## START
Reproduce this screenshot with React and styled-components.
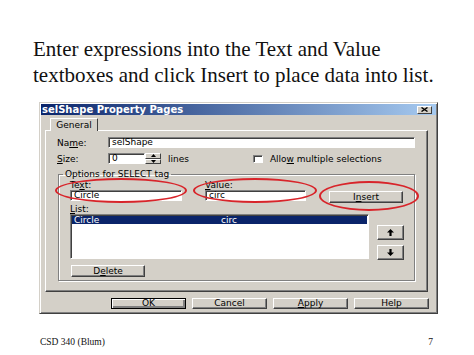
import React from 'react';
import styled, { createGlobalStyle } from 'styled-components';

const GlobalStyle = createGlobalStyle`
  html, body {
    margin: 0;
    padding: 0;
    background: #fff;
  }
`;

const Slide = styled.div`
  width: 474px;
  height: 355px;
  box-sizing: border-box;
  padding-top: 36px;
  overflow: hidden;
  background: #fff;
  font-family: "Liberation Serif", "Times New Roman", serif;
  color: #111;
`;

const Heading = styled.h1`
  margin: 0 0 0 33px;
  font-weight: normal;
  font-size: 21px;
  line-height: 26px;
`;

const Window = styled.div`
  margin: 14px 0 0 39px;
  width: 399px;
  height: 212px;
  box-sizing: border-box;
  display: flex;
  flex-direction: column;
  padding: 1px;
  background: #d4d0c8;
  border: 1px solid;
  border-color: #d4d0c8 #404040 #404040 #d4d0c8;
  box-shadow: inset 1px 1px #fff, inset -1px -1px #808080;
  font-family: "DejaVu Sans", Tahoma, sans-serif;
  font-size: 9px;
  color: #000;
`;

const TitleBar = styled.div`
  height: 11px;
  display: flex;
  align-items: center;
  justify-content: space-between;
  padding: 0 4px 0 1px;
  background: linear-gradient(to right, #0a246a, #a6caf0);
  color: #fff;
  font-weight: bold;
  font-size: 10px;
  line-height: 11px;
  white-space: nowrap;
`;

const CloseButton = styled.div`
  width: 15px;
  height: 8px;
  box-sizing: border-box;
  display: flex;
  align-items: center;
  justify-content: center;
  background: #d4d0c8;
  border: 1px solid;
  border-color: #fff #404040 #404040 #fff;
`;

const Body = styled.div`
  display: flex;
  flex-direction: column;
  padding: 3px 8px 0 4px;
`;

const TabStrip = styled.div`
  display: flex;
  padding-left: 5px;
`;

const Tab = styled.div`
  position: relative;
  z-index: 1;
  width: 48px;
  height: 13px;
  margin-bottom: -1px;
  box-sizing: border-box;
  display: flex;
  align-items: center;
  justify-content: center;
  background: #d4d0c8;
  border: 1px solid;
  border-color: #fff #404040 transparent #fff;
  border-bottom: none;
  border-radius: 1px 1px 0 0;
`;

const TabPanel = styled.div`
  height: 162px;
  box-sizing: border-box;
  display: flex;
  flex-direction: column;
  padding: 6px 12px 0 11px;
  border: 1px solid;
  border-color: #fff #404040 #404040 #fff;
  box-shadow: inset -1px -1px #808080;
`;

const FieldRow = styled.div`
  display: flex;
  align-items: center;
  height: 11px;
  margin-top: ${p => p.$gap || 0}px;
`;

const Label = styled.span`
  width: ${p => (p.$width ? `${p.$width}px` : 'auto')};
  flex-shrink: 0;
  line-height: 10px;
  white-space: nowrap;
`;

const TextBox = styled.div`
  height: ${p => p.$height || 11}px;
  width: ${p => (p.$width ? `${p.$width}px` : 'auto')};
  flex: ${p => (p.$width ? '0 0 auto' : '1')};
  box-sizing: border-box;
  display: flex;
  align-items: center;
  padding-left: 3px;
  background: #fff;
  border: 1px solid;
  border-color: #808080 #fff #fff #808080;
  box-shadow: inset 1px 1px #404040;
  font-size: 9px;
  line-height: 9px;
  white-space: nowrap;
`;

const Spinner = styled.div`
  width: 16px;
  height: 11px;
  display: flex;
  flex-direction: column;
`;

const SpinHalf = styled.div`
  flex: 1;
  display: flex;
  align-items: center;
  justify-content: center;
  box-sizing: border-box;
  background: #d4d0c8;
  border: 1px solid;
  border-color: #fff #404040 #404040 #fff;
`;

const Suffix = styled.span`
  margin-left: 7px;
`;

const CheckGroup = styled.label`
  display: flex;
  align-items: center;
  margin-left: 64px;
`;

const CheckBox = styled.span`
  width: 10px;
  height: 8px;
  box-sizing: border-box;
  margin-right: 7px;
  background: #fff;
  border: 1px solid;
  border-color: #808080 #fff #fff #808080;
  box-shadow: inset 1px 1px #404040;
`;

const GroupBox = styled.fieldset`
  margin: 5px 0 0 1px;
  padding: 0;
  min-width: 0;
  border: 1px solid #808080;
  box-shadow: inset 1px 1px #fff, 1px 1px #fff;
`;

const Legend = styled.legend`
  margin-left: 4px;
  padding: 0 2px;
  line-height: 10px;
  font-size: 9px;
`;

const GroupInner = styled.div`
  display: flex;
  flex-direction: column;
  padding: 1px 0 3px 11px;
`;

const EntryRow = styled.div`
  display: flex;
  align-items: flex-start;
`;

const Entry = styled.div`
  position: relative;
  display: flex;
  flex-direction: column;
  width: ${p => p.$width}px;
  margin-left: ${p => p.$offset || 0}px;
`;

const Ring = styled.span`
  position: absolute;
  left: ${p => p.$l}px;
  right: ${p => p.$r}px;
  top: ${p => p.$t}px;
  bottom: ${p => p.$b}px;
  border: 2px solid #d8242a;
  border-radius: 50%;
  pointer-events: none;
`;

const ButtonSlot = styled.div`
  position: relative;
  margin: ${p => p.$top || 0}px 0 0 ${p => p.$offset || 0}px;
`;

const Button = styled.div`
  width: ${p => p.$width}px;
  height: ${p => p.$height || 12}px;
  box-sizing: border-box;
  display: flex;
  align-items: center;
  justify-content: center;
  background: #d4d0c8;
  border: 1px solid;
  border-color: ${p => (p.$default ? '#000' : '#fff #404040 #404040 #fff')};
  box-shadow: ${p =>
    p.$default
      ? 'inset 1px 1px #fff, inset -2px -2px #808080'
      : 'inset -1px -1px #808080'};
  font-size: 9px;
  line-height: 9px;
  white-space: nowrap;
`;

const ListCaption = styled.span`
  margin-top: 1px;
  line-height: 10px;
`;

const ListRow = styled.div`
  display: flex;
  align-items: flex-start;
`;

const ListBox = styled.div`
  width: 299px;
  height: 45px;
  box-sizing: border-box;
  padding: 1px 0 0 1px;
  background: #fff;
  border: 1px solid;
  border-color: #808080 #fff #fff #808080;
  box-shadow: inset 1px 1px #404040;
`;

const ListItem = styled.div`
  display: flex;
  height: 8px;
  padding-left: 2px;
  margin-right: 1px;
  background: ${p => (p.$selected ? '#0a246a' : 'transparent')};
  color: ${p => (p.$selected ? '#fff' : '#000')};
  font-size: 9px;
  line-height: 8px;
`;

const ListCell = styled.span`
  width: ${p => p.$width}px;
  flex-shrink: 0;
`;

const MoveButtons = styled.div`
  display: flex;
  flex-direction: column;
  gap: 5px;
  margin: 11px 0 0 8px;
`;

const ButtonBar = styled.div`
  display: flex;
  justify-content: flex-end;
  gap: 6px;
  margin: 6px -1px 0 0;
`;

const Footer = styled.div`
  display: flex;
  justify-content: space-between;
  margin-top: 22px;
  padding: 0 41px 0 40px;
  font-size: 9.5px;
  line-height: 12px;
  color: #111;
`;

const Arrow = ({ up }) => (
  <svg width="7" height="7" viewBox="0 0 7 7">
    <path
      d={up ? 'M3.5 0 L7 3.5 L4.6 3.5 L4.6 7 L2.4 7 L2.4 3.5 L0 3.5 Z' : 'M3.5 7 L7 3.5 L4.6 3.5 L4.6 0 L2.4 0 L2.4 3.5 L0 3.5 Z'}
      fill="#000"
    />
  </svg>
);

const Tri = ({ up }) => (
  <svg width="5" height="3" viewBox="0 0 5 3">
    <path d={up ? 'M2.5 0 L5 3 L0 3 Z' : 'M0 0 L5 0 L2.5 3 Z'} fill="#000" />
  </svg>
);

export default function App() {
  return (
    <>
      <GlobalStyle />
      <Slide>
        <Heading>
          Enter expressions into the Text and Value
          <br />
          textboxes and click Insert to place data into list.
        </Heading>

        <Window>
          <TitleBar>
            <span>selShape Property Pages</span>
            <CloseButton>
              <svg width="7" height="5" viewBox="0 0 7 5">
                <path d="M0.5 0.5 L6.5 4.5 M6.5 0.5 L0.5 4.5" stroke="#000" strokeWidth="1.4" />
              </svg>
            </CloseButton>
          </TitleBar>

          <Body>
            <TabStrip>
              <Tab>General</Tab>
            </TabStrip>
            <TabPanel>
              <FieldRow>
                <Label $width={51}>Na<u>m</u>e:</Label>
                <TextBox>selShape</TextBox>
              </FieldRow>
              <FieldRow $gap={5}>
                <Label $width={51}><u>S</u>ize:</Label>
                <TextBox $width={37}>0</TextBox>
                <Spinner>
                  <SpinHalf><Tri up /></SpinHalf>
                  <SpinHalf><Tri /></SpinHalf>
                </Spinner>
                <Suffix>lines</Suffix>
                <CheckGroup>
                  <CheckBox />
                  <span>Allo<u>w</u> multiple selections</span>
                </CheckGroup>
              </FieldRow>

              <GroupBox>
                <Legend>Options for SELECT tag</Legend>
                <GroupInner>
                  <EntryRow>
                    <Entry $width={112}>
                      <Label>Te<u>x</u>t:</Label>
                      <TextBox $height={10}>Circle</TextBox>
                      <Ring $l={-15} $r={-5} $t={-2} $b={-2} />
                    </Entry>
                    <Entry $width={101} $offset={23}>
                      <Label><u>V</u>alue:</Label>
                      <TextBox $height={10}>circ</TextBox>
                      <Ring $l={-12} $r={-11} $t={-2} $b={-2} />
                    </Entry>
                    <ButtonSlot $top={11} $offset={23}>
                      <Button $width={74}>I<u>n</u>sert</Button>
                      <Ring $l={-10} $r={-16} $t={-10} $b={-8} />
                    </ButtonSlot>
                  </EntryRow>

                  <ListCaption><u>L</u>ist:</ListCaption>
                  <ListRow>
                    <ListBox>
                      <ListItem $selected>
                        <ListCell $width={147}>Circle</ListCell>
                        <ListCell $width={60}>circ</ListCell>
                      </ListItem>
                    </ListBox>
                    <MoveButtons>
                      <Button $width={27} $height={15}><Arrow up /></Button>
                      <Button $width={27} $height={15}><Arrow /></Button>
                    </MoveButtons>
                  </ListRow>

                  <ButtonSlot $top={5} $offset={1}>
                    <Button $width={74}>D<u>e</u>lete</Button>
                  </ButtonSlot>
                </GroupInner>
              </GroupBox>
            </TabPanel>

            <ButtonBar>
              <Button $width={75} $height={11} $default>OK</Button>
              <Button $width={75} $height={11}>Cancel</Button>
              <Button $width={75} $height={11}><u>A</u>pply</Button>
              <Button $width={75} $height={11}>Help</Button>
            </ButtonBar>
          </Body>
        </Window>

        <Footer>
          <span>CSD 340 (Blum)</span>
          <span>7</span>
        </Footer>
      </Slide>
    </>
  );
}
## END
How many of the lines above contain the string "components"? Give the number only.

2